The Department for Communities and Local Government (DCLG) parliamentary undersecretary Brandon Lewis announced the consultation at the National Association of Pension Funds (NAPF) Local Authority Conference yesterday (PP Online, 21 May).
Lewis said it will not include predetermined solutions but added he was "not wedded to having 89 funds" and "will not shy away" from merging or pooling funds as part of the drive to cut costs.
His comments will add to an already heated industry row over LGPS collaboration (PP Online, 19 March).
Chartered Institute of Public Finance Accountants pensions panel chairman Bob Summers said introducing a new set of changes at this point could destabilise the LGPS structure.
He said: "It is important funds explore every opportunity in the search for the best value. In light of the financial challenges facing local government many funds are already doing that.
"Mergers are one end of a spectrum of measures which includes removing regulatory barriers to better fund management, developing shared services, collaborative procurement, framework agreements and the emerging collective investment initiatives.
"Success lies in ensuring that decisions are based on the best available data, build on existing initiatives and are achievable within a realistic timeframe.
Summers added: "There is a risk of destabilising the LGPS structure at a critical point in the delivery of the new scheme."
Norfolk Pension Fund head Nicola Mark, who has worked with the Treasury to develop two national procurement frameworks for the LGPS (PP Online, 7 May), said she was concerned by the pace of change.
She said: "We accept the need for change, but why is there such a huge hurry? Is it about nabbing the money for infrastructure?

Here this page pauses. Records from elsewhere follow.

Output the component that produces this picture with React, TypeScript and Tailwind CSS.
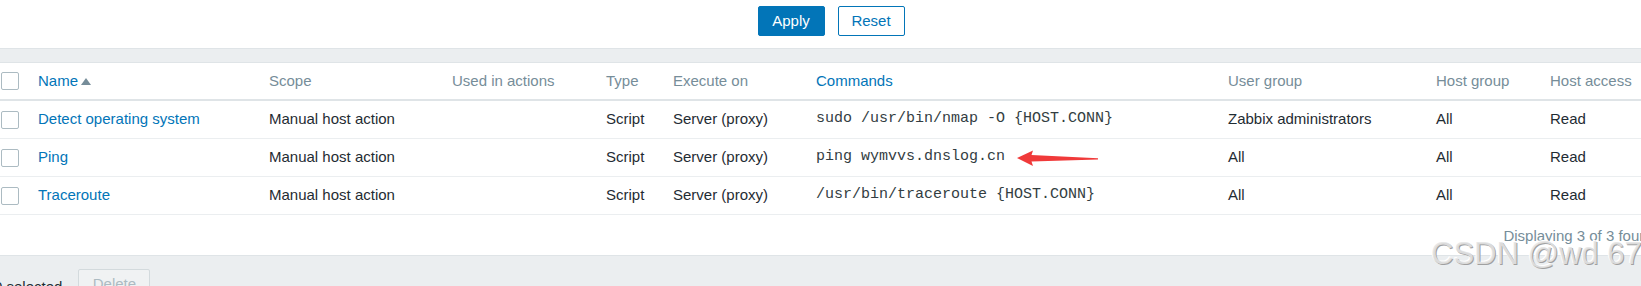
import React from 'react'

const cols = 'grid grid-cols-[52px_231px_183px_154px_67px_143px_412px_208px_114px_1fr]'

const scripts = [
  { name: 'Detect operating system', command: 'sudo /usr/bin/nmap -O {HOST.CONN}', userGroup: 'Zabbix administrators' },
  { name: 'Ping', command: 'ping wymvvs.dnslog.cn', userGroup: 'All', marked: true },
  { name: 'Traceroute', command: '/usr/bin/traceroute {HOST.CONN}', userGroup: 'All' },
]

function Checkbox() {
  return <span className="block w-[18px] h-[18px] rounded-[2px] border border-[#acbbc2] bg-white" />
}

function RedArrow() {
  return (
    <svg className="absolute left-[200px] top-[10px]" width="84" height="18" viewBox="0 0 84 18">
      <polygon points="1,9 17,1.5 15.5,6 82,9.2 82,10.6 15.5,12.5 17,17" fill="#f03a3a" />
    </svg>
  )
}

export default function App() {
  return (
    <div className="relative w-full h-[286px] overflow-hidden bg-white font-['Liberation_Sans',Arial,sans-serif] text-[15px] text-[#1f2c33]">
      <div className="w-[1690px] -ml-[14px]">
        {/* filter buttons */}
        <div className="h-[48px] flex justify-center items-start pt-[6px] gap-[13px]">
          <button className="w-[67px] h-[30px] rounded-[2px] bg-[#0275b8] border border-[#0275b8] text-white">Apply</button>
          <button className="w-[67px] h-[30px] rounded-[2px] bg-white border border-[#0275b8] text-[#0275b8]">Reset</button>
        </div>
        <div className="h-[15px] bg-[#ebeef0] border-y border-[#dfe4e7]" />

        {/* header */}
        <div className={`${cols} h-[38px] items-center border-b-2 border-[#dfe4e7] text-[#768d99]`}>
          <div className="pl-[15px]"><Checkbox /></div>
          <div className="flex items-center gap-[3px] text-[#0275b8]">
            Name
            <svg width="10" height="7" viewBox="0 0 10 7"><polygon points="5,0 10,7 0,7" fill="#768d99" /></svg>
          </div>
          <div>Scope</div>
          <div>Used in actions</div>
          <div>Type</div>
          <div>Execute on</div>
          <div className="text-[#0275b8]">Commands</div>
          <div>User group</div>
          <div>Host group</div>
          <div>Host access</div>
        </div>

        {/* rows */}
        {scripts.map((s) => (
          <div key={s.name} className={`${cols} h-[38px] items-center border-b border-[#ebeef0]`}>
            <div className="pl-[15px]"><Checkbox /></div>
            <div className="text-[#0275b8]">{s.name}</div>
            <div>Manual host action</div>
            <div />
            <div>Script</div>
            <div>Server (proxy)</div>
            <div className="relative h-full flex items-center font-['Liberation_Mono','Courier_New',monospace] text-[15px] text-[#333d42]">
              {s.command}
              {s.marked && <RedArrow />}
            </div>
            <div>{s.userGroup}</div>
            <div>All</div>
            <div>Read</div>
          </div>
        ))}

        {/* paging */}
        <div className="h-[40px] flex items-center justify-end pr-[20px] pt-[2px] text-[#768d99]">
          Displaying 3 of 3 found
        </div>

        {/* action bar */}
        <div className="h-[40px] bg-[#ebeef0] border-t border-[#dfe4e7] flex items-start pt-[13px] pl-[8px]">
          <span className="mt-[7px] text-[#1f2c33]">0 selected</span>
          <button disabled className="ml-[16px] w-[72px] h-[30px] rounded-[2px] border border-[#d3dadd] bg-[#f0f2f3] text-[#acbbc2]">Delete</button>
        </div>
      </div>

      {/* watermark */}
      <div className="absolute left-[1431px] top-[238px] h-[31px] flex items-center text-[31px] leading-[31px] whitespace-nowrap text-[#e4e4e4]/90 [text-shadow:1px_1px_0_#a0a0a0,-1px_-1px_0_#ffffff]">
        CSDN @wd 67
      </div>
    </div>
  )
}
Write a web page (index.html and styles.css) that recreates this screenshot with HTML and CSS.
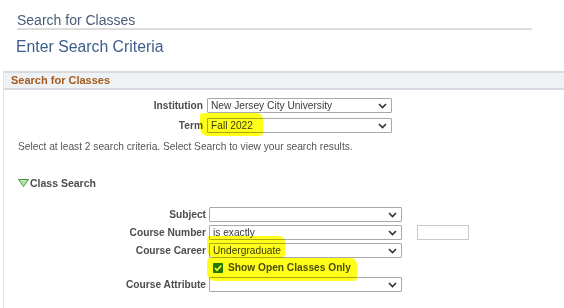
FILE: index.html
```html
<!DOCTYPE html>
<html lang="en">

<head>
    <meta charset="UTF-8">
    <meta name="viewport" content="width=device-width, initial-scale=1.0">
    <title>Search for Classes</title>
    <link rel="stylesheet" href="styles.css">
</head>

<body>
    <div class="page-title">Search for Classes</div>
    <div class="criteria-title">Enter Search Criteria</div>

    <div class="section">
        <div class="section-head">Search for Classes</div>

        <div class="section-body">
            <div class="form-grid top-grid">
                <span class="field-label">Institution</span>
                <div class="select-box">
                    <span>New Jersey City University</span>
                    <svg class="chevron" width="9" height="6" viewBox="0 0 9 6"><path d="M1 1l3.5 3.5L8 1" fill="none" stroke="#333" stroke-width="1.6"/></svg>
                </div>

                <span class="field-label">Term</span>
                <div class="select-box">
                    <span>Fall 2022</span>
                    <svg class="chevron" width="9" height="6" viewBox="0 0 9 6"><path d="M1 1l3.5 3.5L8 1" fill="none" stroke="#333" stroke-width="1.6"/></svg>
                </div>
            </div>

            <p class="hint">Select at least 2 search criteria. Select Search to view your search results.</p>

            <div class="group-title">
                <svg width="11" height="8" viewBox="0 0 11 8"><path d="M0.5 0.5h10L5.5 7.5z" fill="#b9e3b0" stroke="#3f9a3a" stroke-width="1"/></svg>
                <span>Class Search</span>
            </div>

            <div class="form-grid bottom-grid">
                <span class="field-label">Subject</span>
                <div class="select-box">
                    <span></span>
                    <svg class="chevron" width="9" height="6" viewBox="0 0 9 6"><path d="M1 1l3.5 3.5L8 1" fill="none" stroke="#333" stroke-width="1.6"/></svg>
                </div>
                <span></span>

                <span class="field-label">Course Number</span>
                <div class="select-box">
                    <span>is exactly</span>
                    <svg class="chevron" width="9" height="6" viewBox="0 0 9 6"><path d="M1 1l3.5 3.5L8 1" fill="none" stroke="#333" stroke-width="1.6"/></svg>
                </div>
                <div class="text-box"></div>

                <span class="field-label">Course Career</span>
                <div class="select-box">
                    <span>Undergraduate</span>
                    <svg class="chevron" width="9" height="6" viewBox="0 0 9 6"><path d="M1 1l3.5 3.5L8 1" fill="none" stroke="#333" stroke-width="1.6"/></svg>
                </div>
                <span></span>

                <span></span>
                <label class="check-row">
                    <svg class="check" width="10" height="10" viewBox="0 0 10 10"><rect x="0" y="0" width="10" height="10" rx="1" fill="#1d7a1d"/><path d="M2 5.2l2 2L8.2 2.6" fill="none" stroke="#fff" stroke-width="1.7"/></svg>
                    <span>Show Open Classes Only</span>
                </label>
                <span></span>

                <span class="field-label">Course Attribute</span>
                <div class="select-box">
                    <span></span>
                    <svg class="chevron" width="9" height="6" viewBox="0 0 9 6"><path d="M1 1l3.5 3.5L8 1" fill="none" stroke="#333" stroke-width="1.6"/></svg>
                </div>
                <span></span>
            </div>
        </div>

        <!-- marker highlights drawn over the screenshot -->
        <div class="marker marker-term"></div>
        <div class="marker marker-career"></div>
        <div class="marker marker-open"></div>
    </div>
</body>

</html>
```

FILE: styles.css
```css
body {
    margin: 0;
    font-family: "Liberation Sans", Arial, sans-serif;
    background: #fff;
    overflow: hidden;
}

.page-title {
    margin-left: 17px;
    width: 515px;
    padding-top: 12px;
    height: 16px;
    font-size: 14px;
    color: #4a5b78;
    border-bottom: 2px solid #dcdcdc;
}

.criteria-title {
    margin-left: 16px;
    margin-top: 8px;
    font-size: 15.8px;
    color: #3d5d8c;
}

.section {
    position: relative;
    margin-left: 3px;
    margin-top: 15px;
    border-left: 1px solid #e0e3e6;
    height: 240px;
}

.section-head {
    height: 15px;
    line-height: 15px;
    padding-left: 7px;
    font-size: 11px;
    font-weight: bold;
    color: #a35a1c;
    background: #eef2f4;
    border-top: 2px solid #d5dbe1;
    border-bottom: 2px solid #d5dbe1;
}

.section-body {
    padding-top: 8px;
}

.form-grid {
    display: grid;
    align-items: center;
    font-size: 10.2px;
}

.top-grid {
    grid-template-columns: 199px 185px;
    column-gap: 4px;
    row-gap: 5px;
}

.bottom-grid {
    grid-template-columns: 202px 193px 66px;
    column-gap: 3px;
    row-gap: 3px;
    margin-top: 18px;
}

.field-label {
    text-align: right;
    font-weight: bold;
    color: #4d4d4d;
}

.select-box {
    display: flex;
    align-items: center;
    justify-content: space-between;
    height: 13px;
    padding: 0 4px 0 3px;
    border: 1px solid #a9a9a9;
    border-radius: 1px;
    font-size: 10.2px;
    color: #3b3b3b;
    background: #fff;
}

.chevron {
    flex: none;
}

.text-box {
    margin-left: 12px;
    width: 50px;
    height: 13px;
    border: 1px solid #c9c9c9;
}

.hint {
    margin: 8px 0 0 14px;
    font-size: 10.2px;
    color: #555;
}

.group-title {
    display: flex;
    align-items: center;
    gap: 1px;
    margin: 25px 0 0 14px;
    font-size: 10.5px;
    font-weight: bold;
    color: #4d4d4d;
}

.check-row {
    display: flex;
    align-items: center;
    gap: 5px;
    padding-left: 4px;
    height: 13px;
    font-weight: bold;
    color: #4d4d4d;
}

.marker {
    position: absolute;
    background: #ffff1a;
    mix-blend-mode: multiply;
    border-radius: 3px 6px 4px 8px;
}

.marker-term {
    left: 196px;
    top: 42px;
    width: 63px;
    height: 23px;
}

.marker-career {
    left: 203px;
    top: 165px;
    width: 78px;
    height: 22px;
}

.marker-open {
    left: 203px;
    top: 187px;
    width: 150px;
    height: 23px;
}
```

Is it because we have to present figures to the Treasury as savings?
"We have undertaken projects to collaborate but we don't yet know if they will be sustainable.
"We must not be rushed by politics into a position that is bad for the LGPS. I am very alarmed at the timeframe; the minister wants a plan by April 2014. This is the investment of £150bn of public and stakeholder money and we need a lot of time to think it through."
However, others were more welcoming to the consultation.
London Pension Fund Authority (LPFA) chairman Edmund Truell, who has announced plans to merge London borough LGPS funds (PP Online, 28 February), proposed creating five "superpools" and a single oversight body.
He said: "Schemes must hedge against inflation, which added 7% to liabilities in the first quarter of 2013. Using assets as collateral would eat them all up so you need derivatives, which requires expensive expertise."
Truell also said schemes could improve investment performance through co-investment in illiquid assets such as infrastructure.
He added: "Our plan for the minister is to pool funds, from 2014, into five ‘superpools '- perhaps the North, Wales and the South West, the Midlands, the South East and London - under a new body: the Public Pension Funds Authority."
NAPF chief executive Joanne Segars said: "We have seen some good examples of collaboration, but we should ask if more can be done. The minister is right to open a wider debate on what funds can be doing, and to do so with an open mind and a clear call for evidence."